I wished I, too, could change my hair to any exotic color on a whim and see what suited me best. I would’ve stood out, I would’ve been able to showcase my uniqueness for everyone to see, but alas, my cheer squad had a “no unnatural hair colors” rule, so I had to wait until the season was over to start my colorful new life. During that time, I remember feeling bored with how I looked. I was so jealous of the k-pop idols I saw on my screen, who went through like, three hair colors a month. And I was sitting here stuck with my lame, ginger-ish blond-ish red-ish hair.
Finally, I rounded out my cheerleading career in the winter of my senior year, and I could start doing whatever I wanted with my hair. First, I decided to do clown-nose red. But not my whole head, just prominent streaks. I told myself I would never dye my roots any color other than my natural color because then the orange would grow back in and it would look bad. Like a little split of orange on the top of a head of different colored hair. This, combined with the blond tips I already had, has been my favorite look so far. It really looked like fire, now. Then came quarantine, which was interesting because teens everywhere started to get bored and dye their hair. Now, what seems like everyone on TikTok has posted a video showing off their new, bright, hair. And it always looks great. I love that everyone is doing this now, because to me, it seems so futuristic. I wondered if they’re all dyeing their hair because they got bored with themselves, too. If they also looked in the mirror and said, “this is the same person I’ve been staring at my whole life.” Some people were saying it was because changing their hair color gave them a sense of control in their lives in a moment where they felt like they were losing control of it. Other trends included girls cutting their own bangs (one that I never really understood because it only ended up looking good like, 50% of the time), getting piercings, slitting their eyebrows, etc, etc.
Anyway, I changed my hair color again my first semester of college. This was a big one, because I had never dyed my whole head before, but on my roommates’ requests, we bought purple dye and dyed my entire head purple. My roommates all put gloves on and soaked my hair in the dye while I sat in the bathtub. Then we washed my hair, dried it, and it was dark. Like, really dark. I had expected a nice, lavender color but instead it was almost black. I was not a fan. My hair wasn’t light anymore, and there was no telling if it would ever be as light as it once was ever again. I could kiss “strawberry blond” goodbye.

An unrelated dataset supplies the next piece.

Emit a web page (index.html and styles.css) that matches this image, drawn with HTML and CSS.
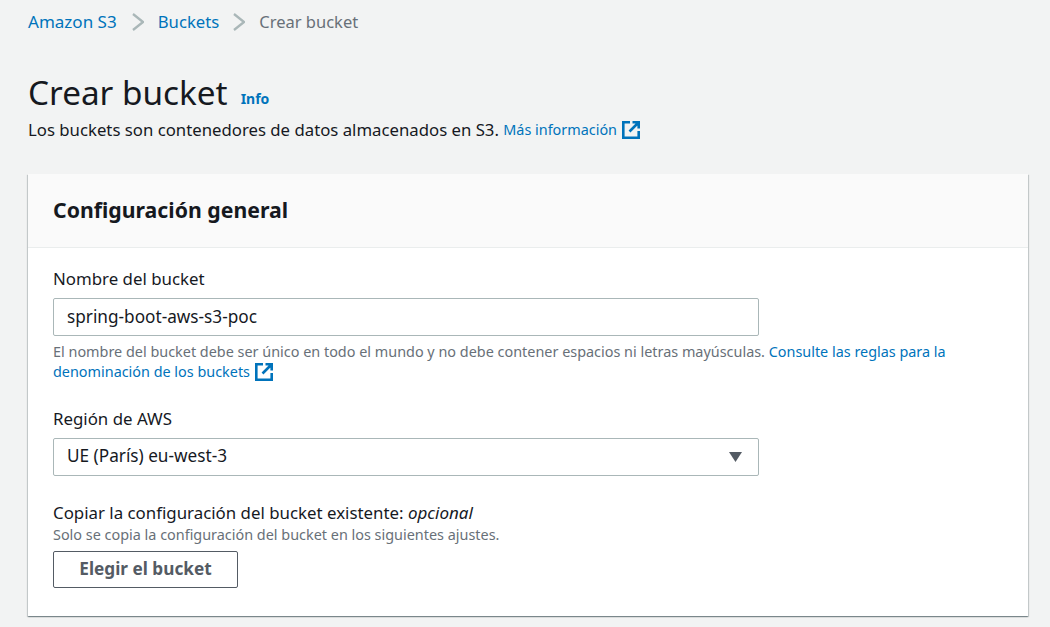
FILE: index.html
```html
<!DOCTYPE html>
<html lang="es">
<head>
<meta charset="utf-8">
<title>Crear bucket</title>
<link rel="stylesheet" href="styles.css">
</head>
<body>
<nav class="crumbs">
  <a class="crumb-root" href="#">Amazon S3</a>
  <svg class="chev" viewBox="0 0 12 18"><path d="M1 1l10 8-10 8"/></svg>
  <a class="crumb-mid" href="#">Buckets</a>
  <svg class="chev" viewBox="0 0 12 18"><path d="M1 1l10 8-10 8"/></svg>
  <span class="crumb-end">Crear bucket</span>
</nav>
<header class="head">
  <div class="title-row"><h1>Crear bucket</h1><a class="info" href="#">Info</a></div>
  <p class="lead">Los buckets son contenedores de datos almacenados en S3. <a class="small-link" href="#">Más información</a><svg class="ext ext-lg" viewBox="0 0 18 18"><path d="M8 1.300H1.300v15.400h15.400V10M10.500 1.300h6.200v6.200M16 2L7.500 10.500"/></svg></p>
</header>
<section class="card">
  <div class="card-head"><h2>Configuración general</h2></div>
  <div class="card-body">
    <label class="label">Nombre del bucket</label>
    <div class="field"><span class="value">spring-boot-aws-s3-poc</span></div>
    <p class="hint hint-a">El nombre del bucket debe ser único en todo el mundo y no debe contener espacios ni letras mayúsculas. <a href="#">Consulte las reglas para la denominación de los buckets</a><svg class="ext" viewBox="0 0 18 18"><path d="M8 1.300H1.300v15.400h15.400V10M10.500 1.300h6.200v6.200M16 2L7.500 10.500"/></svg></p>
    <label class="label label-region">Región de AWS</label>
    <div class="field select"><span class="value value-select">UE (París) eu-west-3</span><svg class="caret" viewBox="0 0 13 10"><path d="M0 0h13L6.500 10z"/></svg></div>
    <label class="label label-copy">Copiar la configuración del bucket existente: <em>opcional</em></label>
    <p class="hint hint-b">Solo se copia la configuración del bucket en los siguientes ajustes.</p>
    <button class="btn" type="button">Elegir el bucket</button>
  </div>
</section>
</body>
</html>
```
FILE: styles.css
```css
* { box-sizing: border-box; }
html, body { height: 100%; }
body {
  margin: 0;
  padding: 0 22px 0 28px;
  overflow: hidden;
  background: #f2f3f3;
  color: #16191f;
  font-family: "Noto Sans", "Open Sans", sans-serif;
  font-size: 16.750px;
}
a { color: #0073bb; text-decoration: none; }
.crumbs {
  display: flex;
  align-items: center;
  height: 44px;
  padding-bottom: 2px;
  font-size: 17.050px;
  color: #687078;
}
.crumb-root { margin-right: 1px; }
.crumb-mid { font-size: 16.700px; }
.crumb-end { font-size: 16.500px; }
.chev { width: 12px; height: 18px; margin: 2px 14px 0; fill: none; stroke: #aab7b8; stroke-width: 2.300; }
.head { margin-top: 26px; }
.title-row { display: flex; align-items: center; height: 44px; }
h1 { margin: 0; font-size: 33.300px; line-height: 44px; font-weight: 400; }
.info { margin: 12px 0 0 13px; font-size: 14px; font-weight: 700; }
.lead { margin: 4px 0 0; display: flex; align-items: center; height: 24px; white-space: pre; line-height: 24px; }
.small-link { font-size: 14.400px; }
.ext { display: inline-block; width: 18px; height: 18px; margin-left: 5px; vertical-align: -4px; fill: none; stroke: #0073bb; stroke-width: 2.600; }
.ext-lg { margin-left: 5px; }
.card {
  margin-top: 32px;
  background: #fff;
  box-shadow: 0 1px 1px 0 rgba(0, 28, 36, .3), 1px 1px 1px 0 rgba(0, 28, 36, .15), -1px 1px 1px 0 rgba(0, 28, 36, .15);
}
.card-head {
  height: 74px;
  padding: 0 25px 2px;
  display: flex;
  align-items: center;
  background: #fafafa;
  border-bottom: 1px solid #eaeded;
}
h2 { margin: 0; font-size: 21.250px; font-weight: 700; }
.card-body { padding: 19px 25px 28px; }
.label { display: block; font-size: 16.850px; line-height: 24px; }
.label em { font-size: 17px; }
.field {
  width: 706px;
  height: 38px;
  margin-top: 7px;
  padding: 0 13px;
  display: flex;
  align-items: center;
  justify-content: space-between;
  background: #fff;
  border: 1px solid #aab7b8;
  border-radius: 2px;
  font-size: 17.200px;
}
.value { margin-bottom: 2px; }
.value-select { margin-bottom: 4px; }
.hint { margin: 0; color: #687078; font-size: 14.420px; line-height: 20px; }
.hint-a { margin-top: 6px; width: 900px; }
.hint-a a { font-size: 14.400px; }
.label-region { margin-top: 25px; }
.caret { width: 13px; height: 10px; margin-right: 3px; fill: #545b64; }
.label-copy { margin-top: 25px; }
.hint-b { line-height: 20px; }
.btn {
  display: block;
  width: 185px;
  height: 37px;
  margin-top: 6px;
  padding: 0 0 2px;
  background: #fff;
  border: 1px solid #545b64;
  border-radius: 2px;
  color: #545b64;
  font: 700 17.200px "Noto Sans", sans-serif;
}
```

“It’s… really dark” I remember saying.
My roommates said to that, “I think it looks great. Honestly, I like it better than your light hair,” but I was pretty sure that they were only saying that because they were the ones who had suggested it. It was the biggest change in my physical appearance that I had ever made, and I hated it. I immediately started thinking about ways I could get it back to its natural color. For my whole life, I considered being a mostly-red-head part of my identity, and I had so recklessly erased that. I didn’t want to tell my mom because I knew she would hate it. Even when I just dyed parts of my hair, she would alway say afterward, “It’s cute, but I like your natural hair better.” I couldn’t imagine how she would react to such a big change as this one.
My mom found out when my roommate sent a picture to her mom, and her mom told my mom. And it wasn’t that she reacted poorly, per se, just that she did that subtle, motherly, condemnation that I’m sure we are all familiar with. Honestly, I think the fact that my mom didn’t seem to outright despise it was one of the reasons I didn’t end up despising it. After I showered a few more times and the color got less black and more purple (think Raven from the Teen Titans cartoon), or maybe it was just the fact that I slept on it, but a few days later I felt much better about my new hair. That regret I felt passed so quickly that I felt stupid for ever feeling it. I still felt a bit like I had lost my “ginger” identity, but it was okay now, because I gained a new “purple-hair-girl” identity, which I found even better. I loved my purple hair. I really felt like a K-pop idol. I kept thinking that if I had a fanbase, this would be their favorite look: “Grape Megan superiority!”, they’d say.
After the purple faded and it went through this strange orange-purple phase, I borrowed some of my roommate’s pink dye and put in light pink streaks in my hair. Then that quickly faded and I was back to the bleak orange-brown that I was trying so hard to avoid. I felt boring again.
It’s not that I want to be the “main character” or anything like the Lavender Skateboarder, the Blue Pixie, or the Foxtail Waitress probably was. I don’t care about grabbing people’s attention like they did, either. I just feel like if I can look more interesting, I should. I want to be like the girl I saw skateboarding, not because I want other’s attention, but because I want to look so uniquely me. I don’t want to look like anyone else. I want to express myself. It’s more important to me that people are impressed with how I express my personality than that they find me attractive. So it’s a strange mix of individuality, while also being that I wanted to emulate the Lavender Skateboarder, the Blue Pixie, the Foxtail Waitress, Raven from Teen Titans, or k-pop idols because I found them attractive. The day before my roommate dyed her hair from pink back to its natural color, she told me, “I think I’m gonna get highlights again. Because when I got highlights, I remember everyone complimenting me on how good it looked. Now, when people see I have pink hair, they just say, like, ‘Oh. It’s pink. How fun’, or ‘interesting’, or whatever”. She preferred the former; I preferred the latter. Because I care more about looking what I want me to look like than what others want me to look like. Truly, I care more about looking “interesting” than looking “good”. It’s difficult to describe without sounding pretentious, and I’ve got nothing but love for the amazing women who prefer to keep their hair natural or who enjoy validation from outside sources about their physical appearance, but everyone’s different. It’s so interesting to me to see how people like to present themselves and why. I like hearing about the choices and reasonings that go into how people express their individuality through their style. And so, this is mine.